Earlier last month, during the appropriations hearings in the House, Vice President and Education Secretary Sara Duterte asked the House for confidential and intelligence funds in the shocking amounts of P500 million for the OVP and P150 million for the DepEd.

That’s P650 million in taxpayers’ money, and is in addition to the even bigger annual budget given to both offices for the year 2024.

Sara Duterte’s seemingly insatiable desire for such huge chunks of the national budget invited a lot of questions from the members of the House, particularly from the three members of the so-called Makabayan bloc of legislators.

That bloc is made up partylist representatives France Castro (ACT Teachers), Arlene Brosas (Gabriela) and Raoul Manuel (Kabataan).

Incidentally, this bloc of legislators was associated with the local communist movement by the military authorities during the administration of Duterte.

The three opposed Sara Duterte’s requested budget not only because of the shockingly huge amount of public money involved, but mainly because the OVP and the DepEd are not supposed to be engaged in intelligence work.

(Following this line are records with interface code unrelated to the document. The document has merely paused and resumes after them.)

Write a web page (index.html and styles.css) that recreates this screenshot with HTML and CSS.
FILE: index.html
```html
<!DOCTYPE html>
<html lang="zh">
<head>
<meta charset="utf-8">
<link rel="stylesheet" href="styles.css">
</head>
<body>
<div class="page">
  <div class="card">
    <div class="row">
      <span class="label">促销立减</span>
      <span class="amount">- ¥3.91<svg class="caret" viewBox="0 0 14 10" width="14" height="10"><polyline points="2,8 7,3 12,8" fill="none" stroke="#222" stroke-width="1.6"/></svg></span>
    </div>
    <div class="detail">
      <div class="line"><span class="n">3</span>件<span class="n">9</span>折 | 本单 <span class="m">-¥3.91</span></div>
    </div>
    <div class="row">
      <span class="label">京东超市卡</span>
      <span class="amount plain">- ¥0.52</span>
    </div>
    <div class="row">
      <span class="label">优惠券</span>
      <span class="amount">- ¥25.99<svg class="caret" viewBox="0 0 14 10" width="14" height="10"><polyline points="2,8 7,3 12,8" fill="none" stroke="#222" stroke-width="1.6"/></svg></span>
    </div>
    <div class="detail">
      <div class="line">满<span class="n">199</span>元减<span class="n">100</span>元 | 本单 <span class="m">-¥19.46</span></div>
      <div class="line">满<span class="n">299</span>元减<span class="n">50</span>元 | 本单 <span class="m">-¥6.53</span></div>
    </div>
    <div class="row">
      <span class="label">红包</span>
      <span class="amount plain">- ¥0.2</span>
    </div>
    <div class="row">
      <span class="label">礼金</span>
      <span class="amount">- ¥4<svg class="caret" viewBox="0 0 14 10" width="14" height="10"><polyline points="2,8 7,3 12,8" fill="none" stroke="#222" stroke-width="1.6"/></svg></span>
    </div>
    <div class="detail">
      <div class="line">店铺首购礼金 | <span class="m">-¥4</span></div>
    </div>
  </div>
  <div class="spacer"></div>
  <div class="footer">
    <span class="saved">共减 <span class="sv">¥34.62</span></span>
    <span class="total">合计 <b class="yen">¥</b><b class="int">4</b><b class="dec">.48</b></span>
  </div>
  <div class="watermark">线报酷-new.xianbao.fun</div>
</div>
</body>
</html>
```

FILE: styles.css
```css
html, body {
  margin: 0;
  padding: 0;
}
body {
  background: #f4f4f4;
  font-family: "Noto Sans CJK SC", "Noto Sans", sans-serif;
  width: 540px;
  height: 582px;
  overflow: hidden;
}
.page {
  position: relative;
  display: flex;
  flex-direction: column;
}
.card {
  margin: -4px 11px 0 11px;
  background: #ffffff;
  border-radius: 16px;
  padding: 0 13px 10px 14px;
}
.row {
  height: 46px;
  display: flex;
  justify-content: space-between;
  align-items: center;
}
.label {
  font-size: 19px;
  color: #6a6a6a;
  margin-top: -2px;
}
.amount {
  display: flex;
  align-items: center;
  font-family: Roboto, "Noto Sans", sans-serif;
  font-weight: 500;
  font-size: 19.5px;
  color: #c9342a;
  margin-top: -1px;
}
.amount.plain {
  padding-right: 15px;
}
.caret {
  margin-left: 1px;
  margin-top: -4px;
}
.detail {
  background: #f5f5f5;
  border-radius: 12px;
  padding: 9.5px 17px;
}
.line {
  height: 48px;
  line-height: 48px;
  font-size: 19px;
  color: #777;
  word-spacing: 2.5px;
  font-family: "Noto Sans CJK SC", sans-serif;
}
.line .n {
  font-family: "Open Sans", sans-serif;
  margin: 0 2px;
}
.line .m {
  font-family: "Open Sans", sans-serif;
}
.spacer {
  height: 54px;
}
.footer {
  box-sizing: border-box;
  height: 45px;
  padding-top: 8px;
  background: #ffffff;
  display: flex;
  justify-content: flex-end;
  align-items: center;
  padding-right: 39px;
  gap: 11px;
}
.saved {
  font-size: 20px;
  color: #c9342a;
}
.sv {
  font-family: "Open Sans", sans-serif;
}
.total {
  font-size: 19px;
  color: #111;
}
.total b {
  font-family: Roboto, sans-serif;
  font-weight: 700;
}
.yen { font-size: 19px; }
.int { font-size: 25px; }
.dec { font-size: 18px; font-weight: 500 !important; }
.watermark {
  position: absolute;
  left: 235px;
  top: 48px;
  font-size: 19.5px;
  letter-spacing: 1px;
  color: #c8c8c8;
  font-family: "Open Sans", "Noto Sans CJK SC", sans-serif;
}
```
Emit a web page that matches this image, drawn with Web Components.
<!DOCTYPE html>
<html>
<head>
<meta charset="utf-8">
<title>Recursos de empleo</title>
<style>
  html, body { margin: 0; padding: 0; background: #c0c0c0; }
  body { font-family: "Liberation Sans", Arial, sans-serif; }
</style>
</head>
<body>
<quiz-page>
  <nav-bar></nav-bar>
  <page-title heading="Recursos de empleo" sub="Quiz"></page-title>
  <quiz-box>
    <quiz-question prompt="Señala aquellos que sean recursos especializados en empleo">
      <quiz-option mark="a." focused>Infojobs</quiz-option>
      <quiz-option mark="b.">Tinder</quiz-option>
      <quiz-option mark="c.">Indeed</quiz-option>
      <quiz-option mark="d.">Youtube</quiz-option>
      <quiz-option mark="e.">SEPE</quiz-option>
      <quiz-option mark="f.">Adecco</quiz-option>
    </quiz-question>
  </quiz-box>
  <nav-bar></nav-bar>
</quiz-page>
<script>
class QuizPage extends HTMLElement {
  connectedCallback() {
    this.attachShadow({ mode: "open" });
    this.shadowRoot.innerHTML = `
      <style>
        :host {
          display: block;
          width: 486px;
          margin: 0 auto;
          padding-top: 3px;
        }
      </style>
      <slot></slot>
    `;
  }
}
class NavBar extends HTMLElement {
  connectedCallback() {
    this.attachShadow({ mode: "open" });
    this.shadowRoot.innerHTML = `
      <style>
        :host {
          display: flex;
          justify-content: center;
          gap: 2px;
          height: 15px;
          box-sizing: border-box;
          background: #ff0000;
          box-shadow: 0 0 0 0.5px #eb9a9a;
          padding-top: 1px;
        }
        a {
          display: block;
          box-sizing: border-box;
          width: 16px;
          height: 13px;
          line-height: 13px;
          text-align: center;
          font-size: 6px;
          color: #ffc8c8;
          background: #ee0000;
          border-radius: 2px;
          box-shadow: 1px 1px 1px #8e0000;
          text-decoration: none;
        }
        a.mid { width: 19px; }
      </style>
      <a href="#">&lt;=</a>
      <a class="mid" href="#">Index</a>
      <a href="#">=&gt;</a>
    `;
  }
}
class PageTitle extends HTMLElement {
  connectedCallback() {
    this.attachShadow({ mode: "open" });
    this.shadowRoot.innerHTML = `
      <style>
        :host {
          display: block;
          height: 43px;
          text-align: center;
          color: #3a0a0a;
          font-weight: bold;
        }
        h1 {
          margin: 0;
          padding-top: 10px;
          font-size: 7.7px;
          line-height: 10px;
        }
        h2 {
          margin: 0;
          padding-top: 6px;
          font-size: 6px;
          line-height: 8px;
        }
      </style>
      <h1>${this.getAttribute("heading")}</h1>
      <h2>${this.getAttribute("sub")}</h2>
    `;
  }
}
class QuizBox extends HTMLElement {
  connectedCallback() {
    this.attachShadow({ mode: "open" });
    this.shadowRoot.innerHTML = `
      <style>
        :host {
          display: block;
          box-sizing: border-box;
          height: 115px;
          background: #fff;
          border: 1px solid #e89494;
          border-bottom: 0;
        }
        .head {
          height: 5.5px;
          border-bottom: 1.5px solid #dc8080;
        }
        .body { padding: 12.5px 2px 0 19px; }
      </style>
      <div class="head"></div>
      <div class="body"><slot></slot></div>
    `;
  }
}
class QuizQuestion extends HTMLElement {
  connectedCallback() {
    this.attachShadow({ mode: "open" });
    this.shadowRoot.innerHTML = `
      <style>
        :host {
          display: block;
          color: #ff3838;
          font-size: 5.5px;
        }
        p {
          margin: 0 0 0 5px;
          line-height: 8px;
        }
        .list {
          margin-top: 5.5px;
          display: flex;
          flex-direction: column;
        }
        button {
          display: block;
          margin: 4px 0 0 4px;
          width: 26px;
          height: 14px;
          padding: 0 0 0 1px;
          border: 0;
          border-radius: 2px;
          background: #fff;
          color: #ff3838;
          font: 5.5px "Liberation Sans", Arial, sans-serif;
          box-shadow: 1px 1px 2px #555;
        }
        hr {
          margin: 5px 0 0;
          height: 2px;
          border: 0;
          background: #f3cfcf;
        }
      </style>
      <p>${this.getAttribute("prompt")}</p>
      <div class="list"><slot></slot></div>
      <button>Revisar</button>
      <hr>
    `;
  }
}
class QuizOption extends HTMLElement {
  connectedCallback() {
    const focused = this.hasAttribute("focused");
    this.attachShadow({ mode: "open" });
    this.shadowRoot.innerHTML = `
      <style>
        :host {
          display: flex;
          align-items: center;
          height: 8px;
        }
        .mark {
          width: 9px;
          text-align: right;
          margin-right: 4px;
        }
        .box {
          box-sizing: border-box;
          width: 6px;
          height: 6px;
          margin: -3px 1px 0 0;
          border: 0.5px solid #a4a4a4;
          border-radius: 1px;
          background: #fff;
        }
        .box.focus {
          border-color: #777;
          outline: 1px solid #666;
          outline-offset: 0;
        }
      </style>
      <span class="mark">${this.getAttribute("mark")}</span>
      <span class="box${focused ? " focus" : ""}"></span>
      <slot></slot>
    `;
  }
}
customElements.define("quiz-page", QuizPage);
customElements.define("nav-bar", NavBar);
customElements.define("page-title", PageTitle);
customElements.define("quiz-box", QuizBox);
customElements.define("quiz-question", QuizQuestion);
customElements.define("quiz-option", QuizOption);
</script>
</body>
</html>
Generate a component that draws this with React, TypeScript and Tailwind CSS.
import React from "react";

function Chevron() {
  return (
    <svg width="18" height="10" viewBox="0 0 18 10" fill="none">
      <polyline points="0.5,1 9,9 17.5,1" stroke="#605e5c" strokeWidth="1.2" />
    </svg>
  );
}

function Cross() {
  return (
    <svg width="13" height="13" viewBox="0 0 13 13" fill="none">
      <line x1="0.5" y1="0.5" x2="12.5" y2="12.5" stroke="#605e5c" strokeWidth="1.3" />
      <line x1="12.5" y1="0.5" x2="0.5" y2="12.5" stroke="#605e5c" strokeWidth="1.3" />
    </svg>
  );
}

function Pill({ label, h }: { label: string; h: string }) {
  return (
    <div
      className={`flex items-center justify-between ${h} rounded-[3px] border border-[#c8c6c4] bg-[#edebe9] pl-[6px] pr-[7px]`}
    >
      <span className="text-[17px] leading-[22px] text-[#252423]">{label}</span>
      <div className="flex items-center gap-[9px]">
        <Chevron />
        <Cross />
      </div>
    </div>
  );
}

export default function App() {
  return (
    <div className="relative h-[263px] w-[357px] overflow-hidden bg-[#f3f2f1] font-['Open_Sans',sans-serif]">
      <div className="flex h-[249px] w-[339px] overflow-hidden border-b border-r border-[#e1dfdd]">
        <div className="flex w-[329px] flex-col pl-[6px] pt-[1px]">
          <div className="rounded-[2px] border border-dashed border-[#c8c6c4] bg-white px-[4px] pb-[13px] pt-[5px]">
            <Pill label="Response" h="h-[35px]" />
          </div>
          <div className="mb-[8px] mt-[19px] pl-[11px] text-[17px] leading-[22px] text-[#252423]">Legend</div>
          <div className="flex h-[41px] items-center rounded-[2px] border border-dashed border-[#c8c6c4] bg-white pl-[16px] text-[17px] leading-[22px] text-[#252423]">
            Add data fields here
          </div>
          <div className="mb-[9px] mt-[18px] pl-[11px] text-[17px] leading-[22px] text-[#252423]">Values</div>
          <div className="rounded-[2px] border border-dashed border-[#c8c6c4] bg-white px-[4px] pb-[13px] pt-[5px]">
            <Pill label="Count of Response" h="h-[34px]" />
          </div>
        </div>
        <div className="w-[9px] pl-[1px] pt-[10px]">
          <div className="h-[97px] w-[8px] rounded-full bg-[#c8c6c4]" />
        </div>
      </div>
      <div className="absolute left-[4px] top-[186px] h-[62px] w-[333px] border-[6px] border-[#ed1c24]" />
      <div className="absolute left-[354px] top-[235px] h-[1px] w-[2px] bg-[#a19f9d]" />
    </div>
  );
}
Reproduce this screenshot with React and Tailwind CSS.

In the end, the House disapproved Sara’s extraordinary request for P650 million in confidential and intelligence funds, realigned the budget, and gave the P650 million to the intelligence agencies of the national government, particularly those which are dealing with the maritime bullying by China.

In doing so, the House not only appropriated public funds judiciously; it made sure taxpayers’ money isn’t squandered on the mysterious and suspicious “confidential and intelligence funds” sought by the OVP and the DepEd, which have no valid reasons to get and spend such funds to begin with.